Ancora Shama, ancora preso di mira il quartiere generale del contingente italiano e del settore Ovest di Unifil, nel sud del Libano, due attacchi nel giro di tre giorni. Prima un proiettile d’artiglieria calibro 155 inesploso è caduto sulla palestra della base, ieri otto razzi da 107 millimetri sono impattati sul magazzino e su alcune aree all’aperto, in una giornata ad alta tensione per l’intera forza d’interposizione Onu nel Paese dei cedri. In entrambi i casi non si sono registrati feriti, anche se stavolta cinque nostri soldati sono finiti sott’osservazione in infermeria. In totale sono 1.200 i militari italiani impegnati nella missione su un totale di 10.500 uomini e donne in arrivo da 46 Paesi per supervisionare il ritiro dal Libano meridionale d’Israele.
Proprio Tel Aviv, anche per questo secondo attacco al nostro quartiere generale – dopo il primo di cui è stata chiarita la sua responsabilità –, è stata la prima sospettata. A caldo il ministro della Difesa, Guido Crosetto, a margine del Consiglio di Difesa a Bruxelles, ha puntato il dito contro Israele: "C’è stato un attacco nuovo, sono caduti tre razzi su Shama (se ne sono contati poi otto, ndr): è intollerabile. Ho cercato e non l’ho trovato, lo cercherò adesso, appena uscirò da questo edificio, il mio nuovo collega israeliano, per ribadire quello che avevo già ribadito a Yoav Gallant, cioè che le basi di Unifil sono basi che, intanto, rappresentano una missione Onu internazionale, ma poi sono di Paesi che sono amici di Israele. Non possiamo più tollerare che questi errori si ripetano con questa frequenza".

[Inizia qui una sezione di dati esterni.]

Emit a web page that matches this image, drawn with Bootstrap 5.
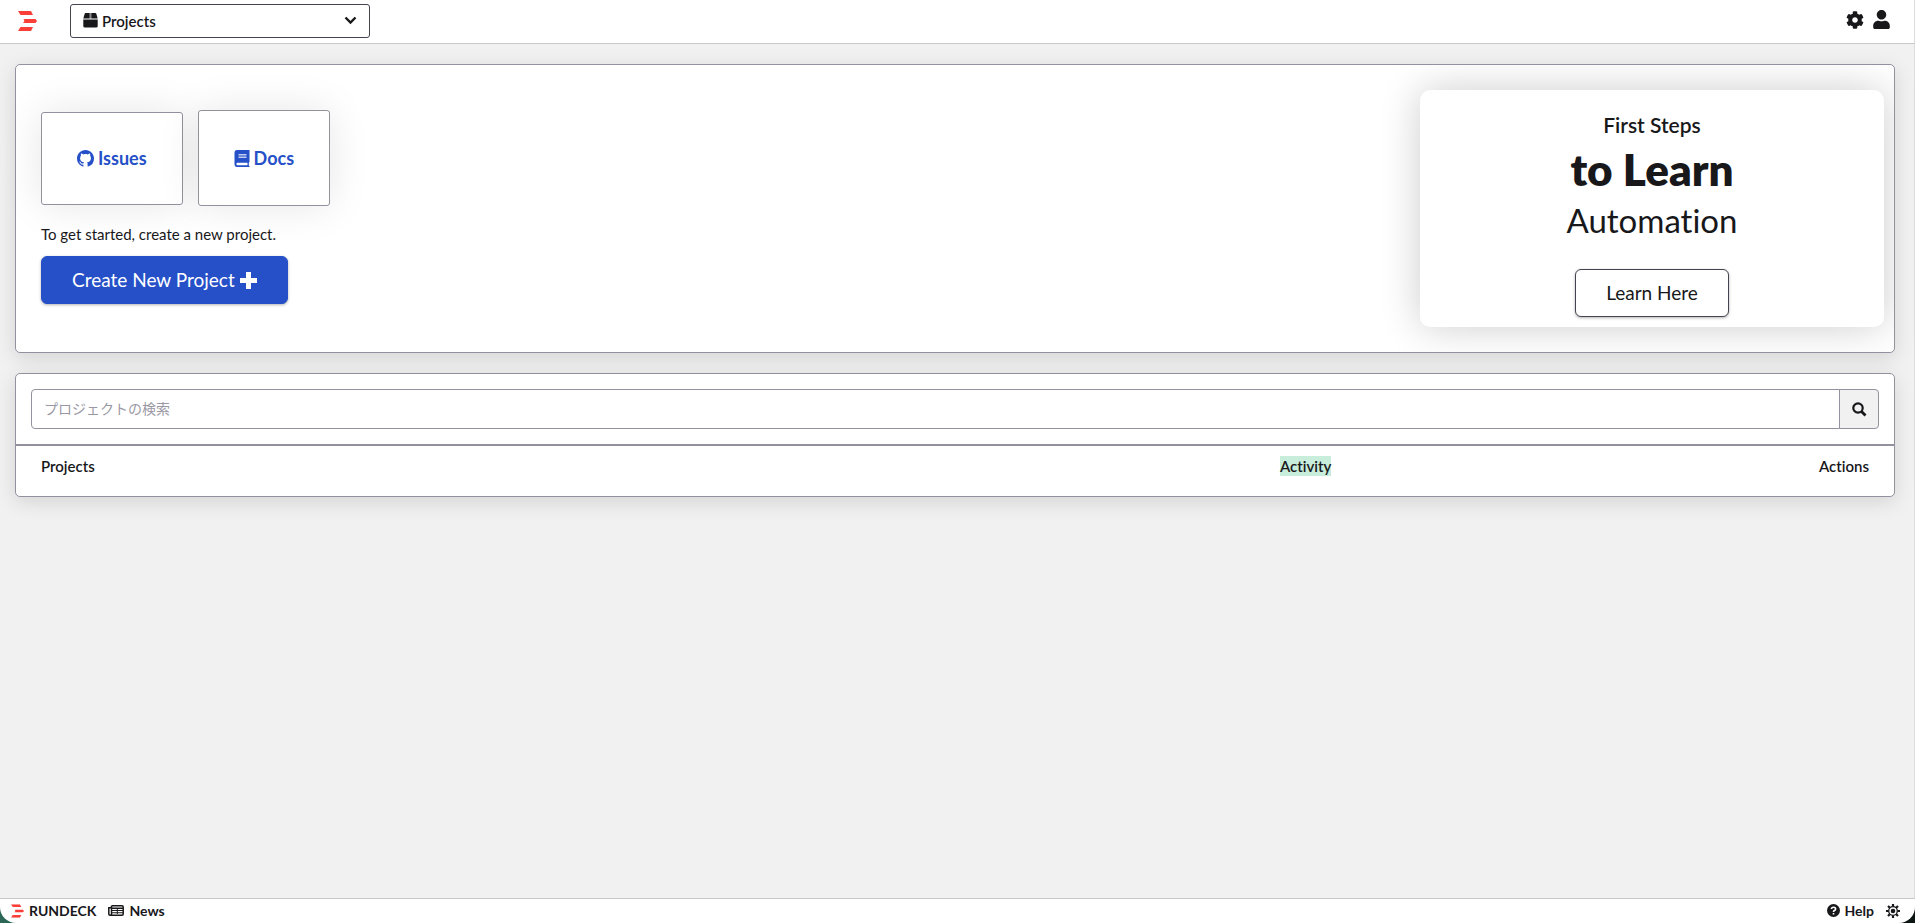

Fonti locali libanesi tuttavia si sono affrettate a precisare come i razzi da 107 millimetri siano in dotazione ad Hezbollah. Quanto basta al ministero della Difesa per aggiustare prima il tiro: "Sono in corso gli accertamenti per determinare il punto di partenza dei colpi e individuare i responsabili". In serata fonti interne allo stesso dicastero hanno definitivamente scagionato Tel Aviv e addossato la colpa su Hezbollah.
Proprio i miliziani filo-iraniani sempre ieri hanno colpito un’altra base Unifil, stavolta a Ramyeh, nel Libano meridionale, provocando feriti e danni alla postazione. Il razzo è stato lanciato dalla zona di Deir Aames ed era diretto verso Israele. La fonte è l’Idf che si tira fuori per entrambi gli attacchi ai caschi blu nel sud del Paese. In una nota la stessa forza d’interposizione delle Nazioni Unite ha poi chiarito che a rimanere feriti a Ramyeh sono stati quattro peacekeeper ghanesi, tre dei quali trasportati all’ospedale di Tiro per le cure del caso. Nello stesso comunicato si fa menzione di un terzo attacco contro Unifil, avvenuto ieri, stavolta ai danni di una pattuglia in transito nel villaggio di Khirbat Silim, nel quadrante nord-est del Libano. In questo caso nessun casco blu è rimasto ferito, ma è evidente quanto ormai la situazione per i soldati dell’Unifil, dislocati nel Paese dal 1978, sia sempre più allarmante. Ne sa qualcosa l’Argentina che ha deciso di ritirare il proprio contingente militare.
L’attribuzione dell’attacco a Shama alle milizie di Hezbollah rappresenta la prova provata di una spaccatura interna ai miliziani sulla tregua in Libano attesa per gennaio, poco prima dell’insediamento di Donald Trump alla Casa Bianca, in agenda il 20. Il tutto mentre gli stessi alleati di Teheran registrano la perdita del loro comandante dell’unità missilistica nel sud del Libano, Ali Tawfiq Douek, ucciso in un attacco aereo dell’Idf sul villaggio di Jouz. Nel suo curriculum più di trecento razzi lanciati contro Israele.